In a rivalry game on the cusp of Big Ten play, Maryland struggled to get much of anything going. Saturday’s game against West Virginia was at no point truly competitive, amounting to a 45-6 Maryland loss in Morgantown.

Here are five things you need to know.

1) Quarterback struggles means offensive stagnation -- and a change

Caleb Rowe was intercepted four times and there was a visible frustration at times as he was continually unable to find his receivers even when they were open.

On two different occasions, the defense or special teams unit forced a West Virginia turnover and it was given back to the Mountaineers by an interception on the next drive.

He was replaced late in the third quarter by Oklahoma State transfer Daxx Garman after his fourth interception of the day, which was picked off in the end zone.

2) The spread snowball returns

This was the issue for Maryland against Bowling Green. The offense was unable to sustain drives, which taxes the defense and keeps them on the field against a team that runs an up-tempo spread offense and can pound the ball on the ground.

Defense gets tired, gives up points, then is put back on the field after the offense gives the ball up. Rowe’s four interceptions also backed the defense into a corner.

That’s a recipe for West Virginia running back Wendell Smallwood to carry the ball 22 times for 147 yards and a touchdown.

The quarterback, Skyler Howard, was removed from the game in the fourth quarter with the contest all but decided. He finished 21-of-33 for 294 yards, four touchdowns, and one interceptions.

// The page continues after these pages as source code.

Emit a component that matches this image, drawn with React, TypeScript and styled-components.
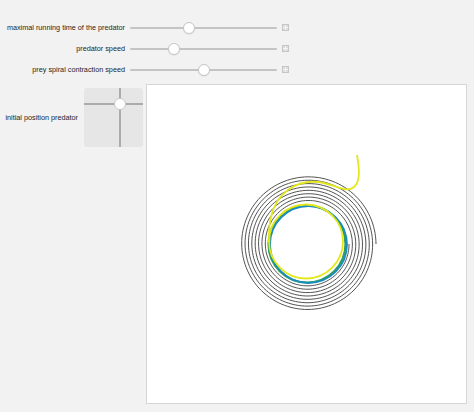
import React from 'react';
import styled, { createGlobalStyle } from 'styled-components';

const GlobalStyle = createGlobalStyle`
  html, body {
    margin: 0;
    padding: 0;
    background: #f2f2f2;
    font-family: "Liberation Sans", Arial, sans-serif;
  }
`;

const Page = styled.main`
  width: 474px;
  height: 412px;
  padding-top: 17px;
  box-sizing: border-box;
  overflow: hidden;
`;

const SliderRow = styled.div`
  display: grid;
  grid-template-columns: 125px 148px 6px;
  column-gap: 4px;
  align-items: center;
  height: 21px;
`;

const Label = styled.span`
  font-size: 7.25px;
  color: #262626;
  text-align: right;
  white-space: nowrap;
`;

const Track = styled.div`
  position: relative;
  height: 2px;
  margin-left: 1px;
  background: #c4c4c4;
  border-radius: 1px;
`;

const Thumb = styled.div<{ $pos: number }>`
  position: absolute;
  top: 50%;
  left: ${({ $pos }) => $pos * 100}%;
  width: 12px;
  height: 12px;
  margin: -6px 0 0 -6px;
  box-sizing: border-box;
  border-radius: 50%;
  background: #fff;
  border: 1px solid #c8c8c8;
  box-shadow: 0 0.5px 1px rgba(0, 0, 0, 0.12);
`;

const PlusBox = styled.div`
  width: 5px;
  height: 5px;
  margin-left: 1px;
  border: 1px solid #c6c6c6;
  background: #dcdcdc;
  position: relative;
  &::before,
  &::after {
    content: '';
    position: absolute;
    background: #f4f4f4;
  }
  &::before {
    left: 2px;
    top: 0;
    width: 1px;
    height: 5px;
  }
  &::after {
    left: 0;
    top: 2px;
    width: 5px;
    height: 1px;
  }
`;

const Lower = styled.section`
  display: flex;
  align-items: flex-start;
  margin-top: 4px;
`;

const PadGroup = styled.div`
  display: flex;
  align-items: center;
  gap: 6px;
  margin-top: 4px;
  width: 143px;
`;

const PadLabel = styled(Label)`
  width: 78px;
`;

const Pad = styled.div`
  position: relative;
  width: 59px;
  height: 59px;
  border-radius: 3px;
  background: #e6e6e6;
`;

const PadLine = styled.div<{ $vertical?: boolean }>`
  position: absolute;
  background: #ababab;
  ${({ $vertical }) =>
    $vertical
      ? 'left: 35px; top: 0; bottom: 0; width: 2px;'
      : 'top: 15px; left: 0; right: 0; height: 2px;'}
`;

const PadThumb = styled.div`
  position: absolute;
  left: 30px;
  top: 10px;
  width: 12px;
  height: 12px;
  box-sizing: border-box;
  border-radius: 50%;
  background: #fff;
  border: 1px solid #c8c8c8;
`;

const Plot = styled.div`
  width: 321px;
  height: 320px;
  margin-left: 3px;
  box-sizing: border-box;
  background: #fff;
  border: 1px solid #d6d6d6;
`;

const sliders = [
  { label: 'maximal running time of the predator', pos: 0.4 },
  { label: 'predator speed', pos: 0.3 },
  { label: 'prey spiral contraction speed', pos: 0.5 },
];

const spiralPath = (cx: number, cy: number) => {
  const turns = 8;
  const steps = turns * 120;
  const pts: string[] = [];
  for (let i = 0; i <= steps; i++) {
    const t = (i / steps) * turns * 2 * Math.PI;
    const r = 41 + (27 * i) / steps;
    pts.push(`${(cx + r * Math.cos(t)).toFixed(2)},${(cy + r * Math.sin(t)).toFixed(2)}`);
  }
  return 'M' + pts.join(' L');
};

const App: React.FC = () => (
  <Page>
    <GlobalStyle />
    {sliders.map((s) => (
      <SliderRow key={s.label}>
        <Label>{s.label}</Label>
        <Track>
          <Thumb $pos={s.pos} />
        </Track>
        <PlusBox />
      </SliderRow>
    ))}

    <Lower>
      <PadGroup>
        <PadLabel>initial position predator</PadLabel>
        <Pad>
          <PadLine />
          <PadLine $vertical />
          <PadThumb />
        </Pad>
      </PadGroup>
      <Plot>
        <svg width="319" height="318" viewBox="0 0 319 318">
          <path d={spiralPath(161, 159)} fill="none" stroke="#4a4a4a" strokeWidth="0.95" />
          <circle cx="160" cy="159" r="38.5" fill="none" stroke="#2f9e5a" strokeWidth="2.2" />
          <circle cx="161.5" cy="159.5" r="38.5" fill="none" stroke="#1a8cc0" strokeWidth="1.8" />
          <circle cx="159" cy="156.5" r="37" fill="none" stroke="#e3e81c" strokeWidth="1.8" />
          <path
            d="M210,70 C212,82 214,96 207,102 C199,109 188,99 171,97 C151,95 130,106 124,132 C121,145 122,152 122.5,157"
            fill="none"
            stroke="#e3e81c"
            strokeWidth="1.8"
          />
        </svg>
      </Plot>
    </Lower>
  </Page>
);

export default App;
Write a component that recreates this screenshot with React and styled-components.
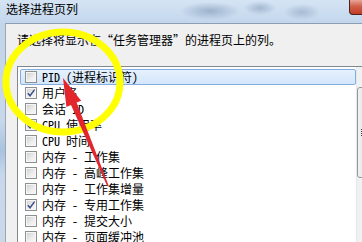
import styled, { createGlobalStyle } from "styled-components";

const GlobalStyle = createGlobalStyle`
    html, body {
        margin: 0;
        padding: 0;
        overflow: hidden;
        background: #f0f0f0;
    }
    body {
        font-family: "Noto Sans Mono CJK SC", "Noto Sans CJK SC", sans-serif;
        font-size: 12px;
    }
`

const columns = [
    { label: "PID (进程标识符)", selected: true },
    { label: "用户名", checked: true },
    { label: "会话 ID" },
    { label: "CPU 使用率", checked: true },
    { label: "CPU 时间" },
    { label: "内存 - 工作集" },
    { label: "内存 - 高峰工作集" },
    { label: "内存 - 工作集增量" },
    { label: "内存 - 专用工作集", checked: true },
    { label: "内存 - 提交大小" },
    { label: "内存 - 页面缓冲池" },
]

function App() {
    return (
        <>
            <GlobalStyle />
            <Screen>
                <TitleBar>
                    <Title>选择进程页列</Title>
                    <CloseButton>
                        <svg width="10" height="9" viewBox="0 0 10 9">
                            <path d="M1 0.5 L9 8.5 M9 0.5 L1 8.5" stroke="#fff" strokeWidth="2.2" />
                        </svg>
                    </CloseButton>
                </TitleBar>
                <Frame>
                    <Client>
                        <Intro>请选择将显示在“任务管理器”的进程页上的列。</Intro>
                        <ListBox>
                            <List>
                                {columns.map(col => (
                                    <Row key={col.label} selected={col.selected}>
                                        <CheckBox>
                                            {col.checked &&
                                                <svg width="10" height="10" viewBox="0 0 10 10">
                                                    <path d="M1.8 5.2 L4 7.8 L8.6 1.6" fill="none" stroke="#3b4f8c" strokeWidth="1.5" />
                                                </svg>}
                                        </CheckBox>
                                        <Label>{col.label}</Label>
                                    </Row>
                                ))}
                            </List>
                            <ScrollBar>
                                <Thumb><Grip /></Thumb>
                            </ScrollBar>
                        </ListBox>
                    </Client>
                </Frame>
                <Markup width="362" height="242" viewBox="0 0 362 242">
                    <ellipse cx="63" cy="82" rx="57" ry="50" fill="none" stroke="#ffff00" strokeWidth="7" />
                    <polygon fill="#e3262b"
                        points="63,78 81.2,100.7 76.6,102.6 108.7,185.7 107.3,186.3 71,105 66.4,106.9" />
                </Markup>
            </Screen>
        </>
    )
}

const Screen = styled.div`
    position: relative;
    width: 362px;
    height: 242px;
    overflow: hidden;
    display: flex;
    flex-direction: column;
`
const TitleBar = styled.div`
    height: 23px;
    flex-shrink: 0;
    display: flex;
    align-items: flex-start;
    background:
        radial-gradient(ellipse 30px 9px at 210px 11px, rgba(110, 135, 168, 0.5), transparent),
        radial-gradient(ellipse 16px 7px at 260px 8px, rgba(110, 135, 168, 0.45), transparent),
        radial-gradient(ellipse 18px 8px at 302px 12px, rgba(110, 135, 168, 0.4), transparent),
        linear-gradient(#d5e4f4, #c2d6ec);
`
const Title = styled.div`
    font-family: "Noto Sans CJK SC", sans-serif;
    font-size: 12px;
    line-height: 14px;
    color: #000;
    padding: 2px 0 0 6px;
`
const CloseButton = styled.div`
    margin-left: auto;
    margin-right: -32px;
    width: 45px;
    height: 15px;
    box-sizing: border-box;
    border: 1px solid #4a211b;
    border-top: none;
    border-radius: 0 0 4px 4px;
    background: linear-gradient(#e8a597, #d0604b 45%, #c23b26);
    display: flex;
    justify-content: center;
    padding-top: 1px;
`
const Frame = styled.div`
    flex: 1;
    display: flex;
    padding-left: 5px;
    background: linear-gradient(#c4d5e8, #c8d8ea 40%, #a9c2de 52%, #c8d8ea 62%, #cbd9e8);
`
const Client = styled.div`
    flex: 1;
    background: #f0f0f0;
    border-top: 1px solid #8e9db2;
    border-left: 1px solid #9aa6b8;
    padding: 9px 0 0 11px;
`
const Intro = styled.div`
    line-height: 14px;
    height: 14px;
    color: #000;
    white-space: nowrap;
`
const ListBox = styled.div`
    margin-top: 19px;
    width: 380px;
    height: 200px;
    border: 1px solid #828790;
    background: #fff;
    display: flex;
`
const List = styled.div`
    width: 338px;
    padding: 2px 0 0 2px;
    box-sizing: border-box;
`
const Row = styled.div`
    height: 16px;
    box-sizing: border-box;
    display: flex;
    align-items: center;
    padding-left: 4px;
    border: 1px solid ${props => props.selected ? "#84acdd" : "transparent"};
    border-radius: 2px;
    background: ${props => props.selected ? "linear-gradient(#e6f1fd, #d3e6fc)" : "transparent"};
`
const CheckBox = styled.div`
    width: 12px;
    height: 12px;
    box-sizing: border-box;
    border: 1px solid #8e8f8f;
    background: linear-gradient(135deg, #cdcdcd, #eeeeee 60%, #f8f8f8);
    box-shadow: inset 0 0 0 1px #f6f6f6;
    display: flex;
    align-items: center;
    justify-content: center;
`
const Label = styled.span`
    margin-left: 5px;
    line-height: 14px;
    color: #000;
    white-space: nowrap;
`
const ScrollBar = styled.div`
    width: 17px;
    background: linear-gradient(to right, #e3e7ee 1px, #f0f0f0 1px, #f4f4f4);
    padding-top: 20px;
`
const Thumb = styled.div`
    margin-left: 1px;
    width: 15px;
    height: 91px;
    box-sizing: border-box;
    border: 1px solid #979797;
    border-radius: 3px;
    background: linear-gradient(to right, #f2f2f2, #e2e2e2 50%, #d6d6d6);
    display: flex;
    align-items: center;
    justify-content: center;
`
const Grip = styled.div`
    width: 7px;
    height: 7px;
    background: repeating-linear-gradient(#444 0 1px, transparent 1px 2px);
`
const Markup = styled.svg`
    position: absolute;
    top: 0;
    left: 0;
    pointer-events: none;
`

export default App;
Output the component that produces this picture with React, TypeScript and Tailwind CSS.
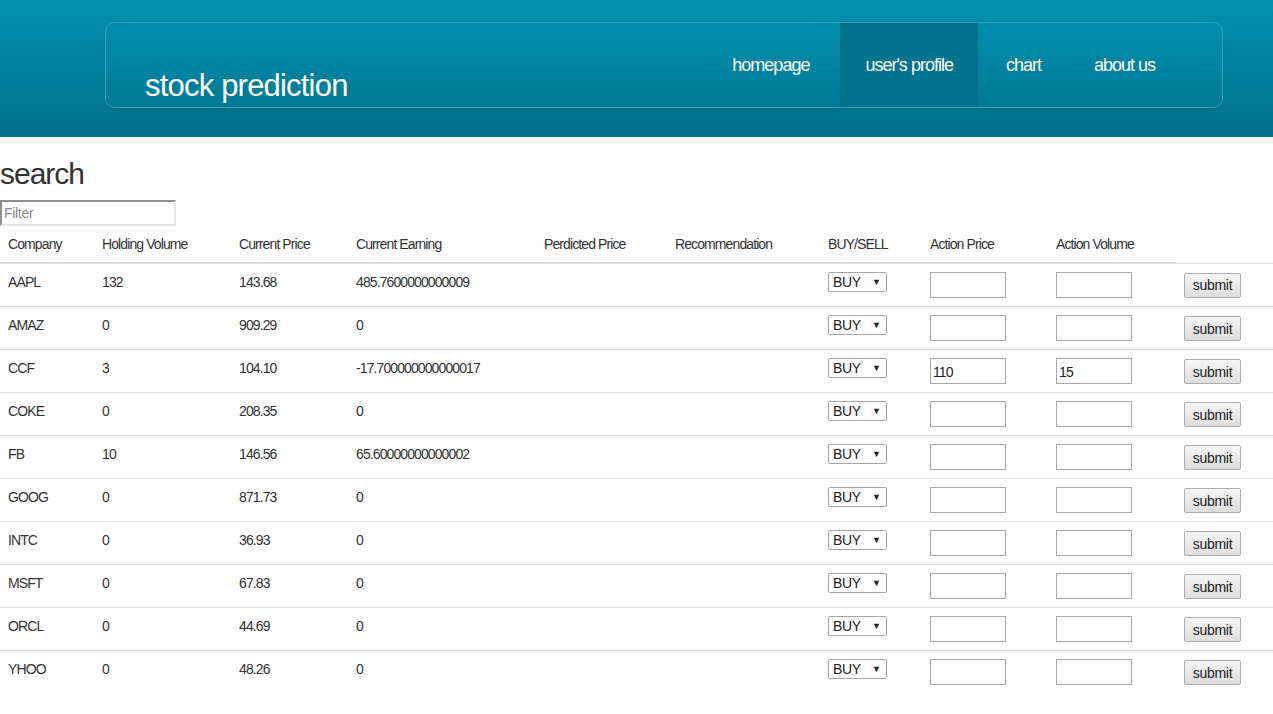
import React from "react";

type Stock = {
  symbol: string;
  holding: string;
  price: string;
  earning: string;
  actionPrice?: string;
  actionVolume?: string;
};

const stocks: Stock[] = [
  { symbol: "AAPL", holding: "132", price: "143.68", earning: "485.7600000000009" },
  { symbol: "AMAZ", holding: "0", price: "909.29", earning: "0" },
  { symbol: "CCF", holding: "3", price: "104.10", earning: "-17.700000000000017", actionPrice: "110", actionVolume: "15" },
  { symbol: "COKE", holding: "0", price: "208.35", earning: "0" },
  { symbol: "FB", holding: "10", price: "146.56", earning: "65.60000000000002" },
  { symbol: "GOOG", holding: "0", price: "871.73", earning: "0" },
  { symbol: "INTC", holding: "0", price: "36.93", earning: "0" },
  { symbol: "MSFT", holding: "0", price: "67.83", earning: "0" },
  { symbol: "ORCL", holding: "0", price: "44.69", earning: "0" },
  { symbol: "YHOO", holding: "0", price: "48.26", earning: "0" },
];

const headers = [
  { label: "Company", w: "w-[94px]" },
  { label: "Holding Volume", w: "w-[137px]" },
  { label: "Current Price", w: "w-[117px]" },
  { label: "Current Earning", w: "w-[188px]" },
  { label: "Perdicted Price", w: "w-[131px]" },
  { label: "Recommendation", w: "w-[153px]" },
  { label: "BUY/SELL", w: "w-[102px]" },
  { label: "Action Price", w: "w-[126px]" },
  { label: "Action Volume", w: "w-[128px]" },
];

function NavLink({ label, active = false, className = "" }: { label: string; active?: boolean; className?: string }) {
  return (
    <div
      className={`flex items-center px-[25px] text-[18px] tracking-[-1px] text-white ${
        active ? "bg-[#00748f] shadow-[inset_0_0_3px_rgba(0,0,0,0.15)]" : ""
      } ${className}`}
    >
      {label}
    </div>
  );
}

function Header() {
  return (
    <header className="h-[137px] bg-gradient-to-b from-[#0091ae] to-[#00718f] pt-[22px]">
      <div className="ml-[105px] flex h-[86px] w-[1118px] justify-between rounded-[9px] border border-[#2aa3bd] bg-gradient-to-b from-[#008fad] to-[#007995] shadow-[0_1px_3px_rgba(0,0,0,0.15)]">
        <div className="flex items-end pb-[11px] pl-[39px] text-[31px] tracking-[-0.8px] text-white">
          stock prediction
        </div>
        <nav className="flex gap-[3px] pr-[42px]">
          <NavLink label="homepage" className="!pr-[28px]" />
          <NavLink label="user's profile" active />
          <NavLink label="chart" />
          <NavLink label="about us" />
        </nav>
      </div>
    </header>
  );
}

function Row({ s }: { s: Stock }) {
  const td = "border-t border-[#dddddd] p-2 align-top";
  return (
    <tr>
      <td className={td}>{s.symbol}</td>
      <td className={td}>{s.holding}</td>
      <td className={td}>{s.price}</td>
      <td className={td}>{s.earning}</td>
      <td className={td}></td>
      <td className={td}></td>
      <td className={td}>
        <div className="flex h-[20px] w-[59px] items-center justify-between rounded-[2px] border border-[#a6a6a6] bg-white pl-[4px] pr-[6px] text-[14px] leading-none text-[#222]">
          <span className="tracking-[-0.4px]">BUY</span>
          <span className="text-[9px] text-[#222]">▼</span>
        </div>
      </td>
      <td className={td}>
        <div className="flex h-[26px] w-[76px] items-center border border-[#a9a9a9] pl-[2px] pt-[2px] text-[14px] text-[#222]">
          {s.actionPrice ?? ""}
        </div>
      </td>
      <td className={td}>
        <div className="flex h-[26px] w-[76px] items-center border border-[#a9a9a9] pl-[2px] pt-[2px] text-[14px] text-[#222]">
          {s.actionVolume ?? ""}
        </div>
      </td>
      <td className={td}>
        <div className="mt-[1px] flex h-[25px] w-[57px] items-center justify-center rounded-[2px] border border-[#adadad] bg-gradient-to-b from-[#f6f6f6] to-[#dedede] text-[14px] tracking-[-0.3px] text-[#222]">
          submit
        </div>
      </td>
    </tr>
  );
}

export default function App() {
  return (
    <div className="min-h-[714px] bg-white font-['Liberation_Sans',Arial,sans-serif] text-[14px] leading-[20px] text-[#333]">
      <Header />
      <h2 className="mt-[20px] mb-[10px] text-[30px] leading-[33px] tracking-[-1px] text-[#333]">search</h2>
      <div className="flex h-[26px] w-[176px] items-center border-2 border-t-[#8e8e8e] border-l-[#8e8e8e] border-r-[#e6e6e6] border-b-[#e6e6e6] pl-[2px] text-[14px] tracking-[-0.3px] text-[#8a8a8a]">
        Filter
      </div>
      <table className="w-full table-fixed border-collapse tracking-[-0.9px]">
        <thead>
          <tr>
            {headers.map((h) => (
              <th
                key={h.label}
                className={`${h.w} border-b-2 border-[#dddddd] p-2 text-left align-bottom font-normal`}
              >
                {h.label}
              </th>
            ))}
          </tr>
        </thead>
        <tbody>
          {stocks.map((s) => (
            <Row key={s.symbol} s={s} />
          ))}
        </tbody>
      </table>
    </div>
  );
}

MORE TERPS: MARYLAND SAFETY NEARLY EJECTED AFTER HIT ON QB

3) Frustration boils over

Safety A.J. Hendy was nearly ejected for targeting after hitting the quarterback, Howard, while he was out bounds. The 15-yard personal foul penalty stuck. Cornerback Sean Davis was called for a personal foul penalty for hitting another player out of bounds later in the game.

There were hands throw in the air, chatter, and chirping on plays, too, as Maryland continued to struggled offensively to get anything going.

4) A different feel to this loss

Maryland has lost games, but this defeat at the hands of West Virginia had the feel of its blowout loss to Wisconsin last season and to Florida State the year before that. There was really no point at which this game was competitive.

In a rivalry game that held importance before the start of the Big Ten schedule, it would have been asking a lot for this team to go into Morgantown and get a win. But for the Terrapins never to be able to get something going offensively and to turn the ball over four times is the type of loss that hurts more.

The question now is if Garman remains the starter facing West Virginia’s defense in the second half, though keep in mind that the Mountaineers had all but called off the dogs.

5) Brandon Ross the lone bright spot

Maryland running back Brandon Ross was the lone bright spot against West Virginia, but he also made the play that was most emblematic of the day as a whole.

He finished with 130 yards on 15 carries and in the second quarter he ripped off a 55-yard catch and run from quarterback Caleb Rowe. But as he approached the goal line, he fumbled the ball and it rolled through the back of the end zone. That triggered a touchback, which gave the ball to West Virginia and Maryland had nothing to show for it.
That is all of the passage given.